The thermoelectric power and its field dependence were measured for several topological systems. Sb₂Te₂Se is a good thermoelectric compound and its topological insulator nature has recently been proven by both experimental and theoretical studies [27, 28]. Figure 2b presents the Seebeck measurements at different temperatures in a semi-log plot for a Sb₂Te₂Se single crystal that was used in our previous study [28]. The Seebeck value at T = 300 K is S = 35 V K^–1; it decreases with temperature and changes sign to negative at T = 140 K. However, it returns to the positive with further decrease in temperature below T = 10 K. The thermopower value in our measurements is consistent with previous data [24] (see Fig. 2b). In order to investigate the influence of magnetic fields, we have measured the thermopower of Sb₂Te₂Se under 7 T of applied field. The Sb₂Te₂Se sample shows a positive magnetothermopower and follows a similar temperature dependence as that previously measured at 9 T (the blue dashed line in Fig. 2b). It is important to note that the magnetothermopower of our Sb₂Te₂Se sample at 7 T is higher than that in the previous report [24] at 9 T. The magnetic field response of a sample depends on its crystalline quality. Thus, the higher magnetothermopower of our sample could be due to its better crystalline quality [residual resistivity ratio (RRR) = 3.5] as compared to the sample used in [24] (RRR = 2.3).

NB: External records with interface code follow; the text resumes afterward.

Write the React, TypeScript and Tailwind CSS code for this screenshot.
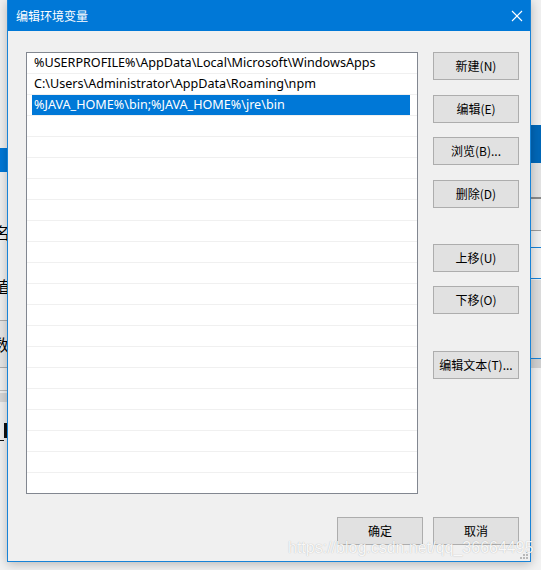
import React from 'react';

// ── ICONS ──
const CloseIcon = () => (
    <svg width="12" height="12" viewBox="0 0 12 12" fill="none" stroke="white" strokeWidth="1.1">
        <line x1="1" y1="1" x2="11" y2="11" />
        <line x1="11" y1="1" x2="1" y2="11" />
    </svg>
);

const SizeGrip = () => (
    <svg width="10" height="10" viewBox="0 0 10 10" fill="#b8b8b8">
        <rect x="7" y="1" width="2" height="2" />
        <rect x="4" y="4" width="2" height="2" />
        <rect x="7" y="4" width="2" height="2" />
        <rect x="1" y="7" width="2" height="2" />
        <rect x="4" y="7" width="2" height="2" />
        <rect x="7" y="7" width="2" height="2" />
    </svg>
);

const cjk = '[font-family:"Microsoft_YaHei_UI","Noto_Sans_CJK_SC",sans-serif]';

function Btn({ label, className = '' }: { label: string; className?: string }) {
    return (
        <div
            className={`w-[86px] h-[28px] shrink-0 bg-[#e1e1e1] border border-[#adadad] flex items-center justify-center text-[12px] text-black ${cjk} ${className}`}
        >
            {label}
        </div>
    );
}

const paths = [
    '%USERPROFILE%\\AppData\\Local\\Microsoft\\WindowsApps',
    'C:\\Users\\Administrator\\AppData\\Roaming\\npm',
    '%JAVA_HOME%\\bin;%JAVA_HOME%\\jre\\bin',
];

export default function App() {
    const rows = Array.from({ length: 21 }, (_, i) => paths[i] ?? '');

    return (
        <div className="relative w-[541px] h-[570px] overflow-hidden bg-[#f2f2f2]">
            {/* window behind, peeking out on the left */}
            <div className={`absolute left-0 top-0 w-[8px] h-[460px] flex flex-col items-end bg-[#f0f0f0] overflow-hidden text-[16px] leading-none text-black ${cjk}`}>
                <div className="h-[148px] w-full shrink-0" />
                <div className="h-[24px] w-full shrink-0 bg-[#0078d7]" />
                <div className="h-[52px] shrink-0" />
                <div className="h-[18px] shrink-0 -mr-[2px]">名</div>
                <div className="h-[36px] shrink-0" />
                <div className="h-[18px] shrink-0 -mr-[2px]">值</div>
                <div className="h-[24px] shrink-0" />
                <div className="h-[48px] w-full shrink-0 bg-[#e6e6e6] border-y border-[#adadad] flex items-center justify-end">
                    <span className="-mr-[1px]">数</span>
                </div>
                <div className="h-[22px] shrink-0" />
                <div className="h-px w-full shrink-0 bg-[#bdbdbd]" />
                <div className="h-[2px] shrink-0" />
                <div className="h-[9px] w-full shrink-0 bg-[#d6d6d6]" />
                <div className="h-[21px] shrink-0" />
                <div className="h-[15px] w-[3px] mr-[1px] shrink-0 bg-[#111]" />
                <div className="h-[2px] shrink-0" />
                <div className="h-px w-[4px] self-start shrink-0 bg-[#111]" />
            </div>

            {/* window behind, peeking out on the right */}
            <div className="absolute left-[531px] top-0 w-[10px] h-[380px] flex flex-col bg-[#f0f0f0]">
                <div className="h-[125px] shrink-0" />
                <div className="h-[38px] shrink-0 bg-[#0067b8]" />
                <div className="h-[34px] shrink-0 bg-[#e3e3e3]" />
                <div className="h-[2px] shrink-0 bg-[#8a8a8a]" />
                <div className="h-[31px] shrink-0 bg-[#e8e8e8]" />
                <div className="h-px shrink-0 bg-[#9a9a9a]" />
                <div className="h-[16px] shrink-0" />
                <div className="h-px shrink-0 bg-[#1883d7]" />
                <div className="h-[30px] shrink-0" />
                <div className="h-px shrink-0 bg-[#1883d7]" />
                <div className="h-px shrink-0" />
                <div className="h-[78px] shrink-0 bg-[#dcdcdc]" />
                <div className="h-px shrink-0 bg-[#1883d7]" />
                <div className="h-[9px] shrink-0 bg-[#d0d0d0]" />
            </div>

            {/* ── DIALOG ── */}
            <div className="absolute left-[7px] top-0 w-[524px] h-[562px] flex flex-col border border-t-0 border-[#1883d7] bg-[#f0f0f0] shadow-[0_2px_10px_rgba(0,0,0,0.25)]">
                {/* Title bar */}
                <div className="h-[31px] shrink-0 bg-[#0078d7] flex items-center pl-[8px] pr-[7px]">
                    <span className={`text-[12px] text-white ${cjk}`}>编辑环境变量</span>
                    <span className="ml-auto flex items-center">
                        <CloseIcon />
                    </span>
                </div>

                {/* Body */}
                <div className="relative flex-1 flex flex-col pl-[18px] pr-[11px] pt-[21px]">
                    <div className="flex items-start">
                        {/* List */}
                        <div className="w-[392px] h-[442px] shrink-0 border border-[#828790] bg-white overflow-hidden">
                            {rows.map((p, i) => (
                                <div key={i} className="h-[21px] border-b border-[#f0f0f0] flex">
                                    <div
                                        className={`w-[378px] ml-[5px] h-[20px] flex items-center pl-[2px] text-[12.6px] whitespace-nowrap [font-family:"Segoe_UI","Noto_Sans",sans-serif] ${i === 2 ? 'bg-[#0078d7] text-white' : 'text-black'}`}
                                    >
                                        {p}
                                    </div>
                                </div>
                            ))}
                        </div>

                        {/* Button column */}
                        <div className="ml-[15px] flex flex-col">
                            <Btn label="新建(N)" />
                            <Btn label="编辑(E)" className="mt-[15px]" />
                            <Btn label="浏览(B)..." className="mt-[14px]" />
                            <Btn label="删除(D)" className="mt-[15px]" />
                            <Btn label="上移(U)" className="mt-[36px]" />
                            <Btn label="下移(O)" className="mt-[14px]" />
                            <Btn label="编辑文本(T)..." className="mt-[37px]" />
                        </div>
                    </div>

                    {/* Footer buttons */}
                    <div className="mt-[23px] flex justify-end gap-[10px]">
                        <Btn label="确定" />
                        <Btn label="取消" />
                    </div>

                    <div className="absolute right-[1px] bottom-[1px]">
                        <SizeGrip />
                    </div>
                </div>
            </div>

            {/* Watermark */}
            <div className="absolute left-[288px] top-[540px] text-[16px] leading-none text-white/90 [font-family:'Liberation_Sans',Arial,sans-serif] [text-shadow:0_0_1px_rgba(0,0,0,0.3)] whitespace-nowrap">
                https://blog.csdn.net/qq_36664495
            </div>
        </div>
    );
}
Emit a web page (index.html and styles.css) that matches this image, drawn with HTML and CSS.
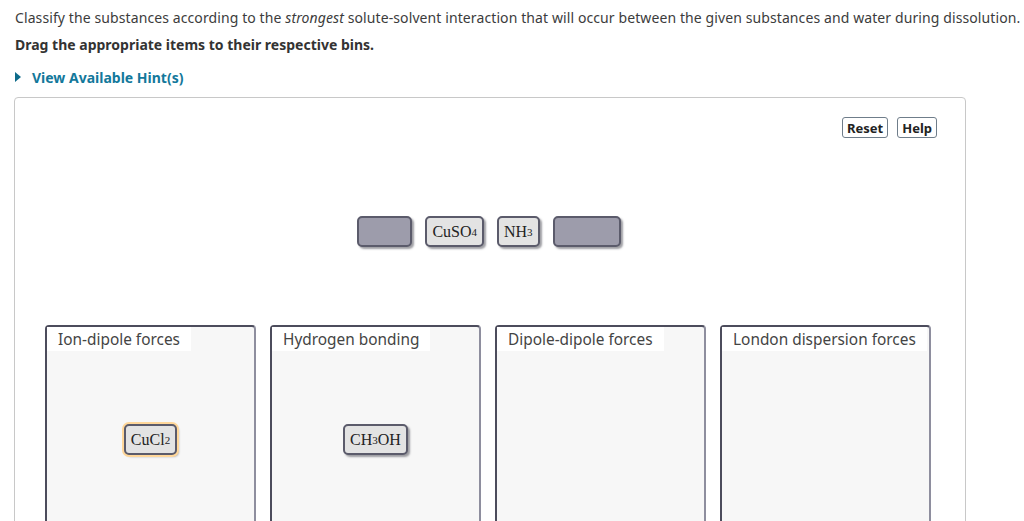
FILE: index.html
```html
<!DOCTYPE html>
<html>
<head>
<meta charset="utf-8">
<link rel="stylesheet" href="styles.css">
</head>
<body>
<p class="prompt">Classify the substances according to the <em>strongest</em> solute-solvent interaction that will occur between the given substances and water during dissolution.</p>
<p class="instr">Drag the appropriate items to their respective bins.</p>
<div class="hint"><span class="tri"></span><span class="hint-text">View Available Hint(s)</span></div>
<div class="board">
  <div class="tools">
    <button class="btn">Reset</button>
    <button class="btn">Help</button>
  </div>
  <div class="pool">
    <div class="token empty wide1"></div>
    <div class="token">CuSO<sub>4</sub></div>
    <div class="token">NH<sub>3</sub></div>
    <div class="token empty wide2"></div>
  </div>
  <div class="bins">
    <div class="bin">
      <div class="bin-label">Ion-dipole forces</div>
      <div class="bin-items"><div class="token selected">CuCl<sub>2</sub></div></div>
    </div>
    <div class="bin">
      <div class="bin-label">Hydrogen bonding</div>
      <div class="bin-items"><div class="token">CH<sub>3</sub>OH</div></div>
    </div>
    <div class="bin">
      <div class="bin-label">Dipole-dipole forces</div>
      <div class="bin-items"></div>
    </div>
    <div class="bin">
      <div class="bin-label">London dispersion forces</div>
      <div class="bin-items"></div>
    </div>
  </div>
</div>
</body>
</html>
```
FILE: styles.css
```css
html { overflow: hidden; }
body {
  margin: 0;
  padding: 8px 0 0 15px;
  font-family: "Noto Sans", "Open Sans", sans-serif;
  color: #333;
  background: #fff;
}
.prompt {
  margin: 0;
  font-size: 14px;
  letter-spacing: 0.1px;
  line-height: 20px;
  color: #3c3c3c;
  white-space: nowrap;
}
.instr {
  margin: 7px 0 0 0;
  font-size: 14px;
  line-height: 20px;
  font-weight: bold;
  color: #333;
}
.hint {
  margin-top: 12px;
  display: flex;
  align-items: center;
  height: 20px;
}
.tri {
  width: 0;
  height: 0;
  border-top: 5.5px solid transparent;
  border-bottom: 5.5px solid transparent;
  border-left: 6px solid #0e6b8a;
  margin-right: 11px;
}
.hint-text {
  font-size: 14px;
  font-weight: bold;
  color: #13789b;
}
.board {
  margin-top: 10px;
  margin-left: -1px;
  width: 950px;
  height: 500px;
  border: 1px solid #c8c8c8;
  border-radius: 4px;
  box-sizing: content-box;
}
.tools {
  display: flex;
  justify-content: flex-end;
  gap: 9px;
  padding: 19px 28px 0 0;
}
.btn {
  font-family: "Noto Sans", "Open Sans", sans-serif;
  font-size: 13px;
  font-weight: bold;
  color: #222;
  background: #fff;
  border: 1px solid #6f7d8a;
  border-radius: 3px;
  height: 21px;
  padding: 0 4px;
  line-height: 18px;
}
.pool {
  display: flex;
  justify-content: center;
  gap: 13px;
  margin-top: 78px;
  padding-right: 2px;
}
.token {
  box-sizing: border-box;
  height: 31px;
  padding: 0 5px;
  border: 2px solid #5b5b6b;
  border-radius: 5px;
  background: #e3e3e3;
  box-shadow: 2px 2px 2px rgba(80, 80, 90, 0.55);
  font-family: "Liberation Serif", "DejaVu Serif", serif;
  font-size: 16px;
  color: #222;
  display: flex;
  align-items: center;
  justify-content: center;
}
.token sub {
  font-size: 11px;
  vertical-align: -4px;
  line-height: 0;
}
.token.empty {
  background: #9d9cab;
}
.wide1 { width: 55px; }
.wide2 { width: 68px; }
.token.selected {
  box-shadow: 0 0 0 2px #ffd79a, 2px 2px 2px rgba(80, 80, 90, 0.4);
}
.bins {
  display: flex;
  gap: 14px;
  margin-top: 78px;
  padding-left: 30px;
}
.bin {
  box-sizing: border-box;
  width: 211px;
  height: 260px;
  border: 2px solid #6c6c7c;
  border-left-color: #4c4c5c;
  border-top-color: #4c4c5c;
  border-right-color: #8e8e9e;
  border-radius: 4px;
  background: #f7f7f7;
}
.bin-label {
  display: inline-block;
  background: #fff;
  color: #444;
  font-size: 15.4px;
  line-height: 23px;
  padding: 1px 11px 0 11px;
  white-space: nowrap;
}
.bin-items {
  display: flex;
  justify-content: center;
  padding-top: 73px;
}
```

From the thermopower measurements of the super-conducting and topological samples, we have shown the validity of our experimental approach. We thus proceeded to implement this technique for other topological systems. Figure 3a shows the temperature dependence of the Seebeck coefficient of a Pb_{1 –x}Sn_xTe (x = 0.2) single crystal. Theoretical and experimental studies have confirmed that Pb_{1 –x}Sn_xTe undergoes a topological phase transition (topologically trivial to non-trivial) at a critical doping level x_c = 0.25 [29, 30]. Here, we have measured the thermoelectric power of Pb_{1 –x}Sn_xTe (x = 0.2) just below the critical doping. At room temperature, the value of the Seebeck coefficient is measured to be S = 50 V K^–1. The S value decreases with temperature and becomes negative below T = 180 K. Its absolute value decreases with further decrease in temperature and becomes nearly zero at T = 10 K. The Pb_{1 –x}Sn_xTe (x = 0.2) sample shows a positive magnetothermopower under the magnetic field of 7 T. We have also studied the magnetic field dependence of the Seebeck coefficient. Figure 3b shows the normalized Seebeck coefficient, S (B)/S (0), of a Pb_{1 –x}Sn_xTe (x = 0.2) single crystal at different temperatures. The Seebeck coefficient shows the parabolic (upward) dependence on the magnetic field. The sign of curvature changes (upward to downward) as the temperature is lowered below T = 200 K. This is because of the sign change of the thermopower value around that temperature. It should be noted that at low temperatures (15 25 K), there is a signature of quantum oscillations at higher fields as shown in the inset to Fig. 3b. Higher magnetic fields (beyond the current field range up to 7 T) are needed to resolve these oscillations and study their properties. Similarly, Fig. 3c shows the thermopower of the single crystals Bi₂Te₃, Bi₂Se_2.1Te_0.9 (BST), and Sb₂Te₃ at zero and 7 T applied fields. The topological nature of these compounds has already been confirmed by our previous measurements [31–35]. All of the above samples show the positive magnetothermopower. The data obtained on the topological samples here can be used to estimate various physical parameters characterizing the system using the Mott relation [36] (see [12] and references therein).

Fig. 3.

(a) Temperature dependence of the Seebeck coefficient for a Pb_0.8Sn_0.2Te single crystal under magnetic fields of  0 and 7 T. (b) Magnetic field dependence of the Seebeck coefficient of a Pb_0.8Sn_0.2Te single crystal at different temperatures. The curvature of the Seebeck curve changes while lowering the temperature below T = 200 K. Inset: Low temperature (15 and 25 K) curves showing a signature of quantum oscillations at higher fields. (c) Temperature dependence of the Seebeck coefficient for Bi₂Te₃, Bi₂Se_2.1Te_0.9 (BST), and Sb₂Te₃ single crystals under magnetic fields of 0 (symbols with lines) and 7 T (dashed lines).

4 SUMMARY

In this work, we have adapted the ac technique for the precise measurement of the Seebeck coefficient of small samples to the Physical Property Measurements System for temperature and magnetic field control. Using this experimental setup, we have successfully measured the thermoelectric power of various topological insulator and superconducting compounds in cryogenic temperatures and in strong magnetic fields. The novelty of this experimental setup is that it is applicable to a very small (2 mm in length) and very thin (0.1 mm) sample of any shape, which might not be possible in other experimental techniques, such as the TTO option in PPMS (Quantum Design), in magnetic fields up to 7 T. Measurements of various samples, including iron pnictide superconductors and topological insulator compounds, in a wide temperature range and in magnetic fields have been presented. These results validate the developed hardware and prove the high precision of the method.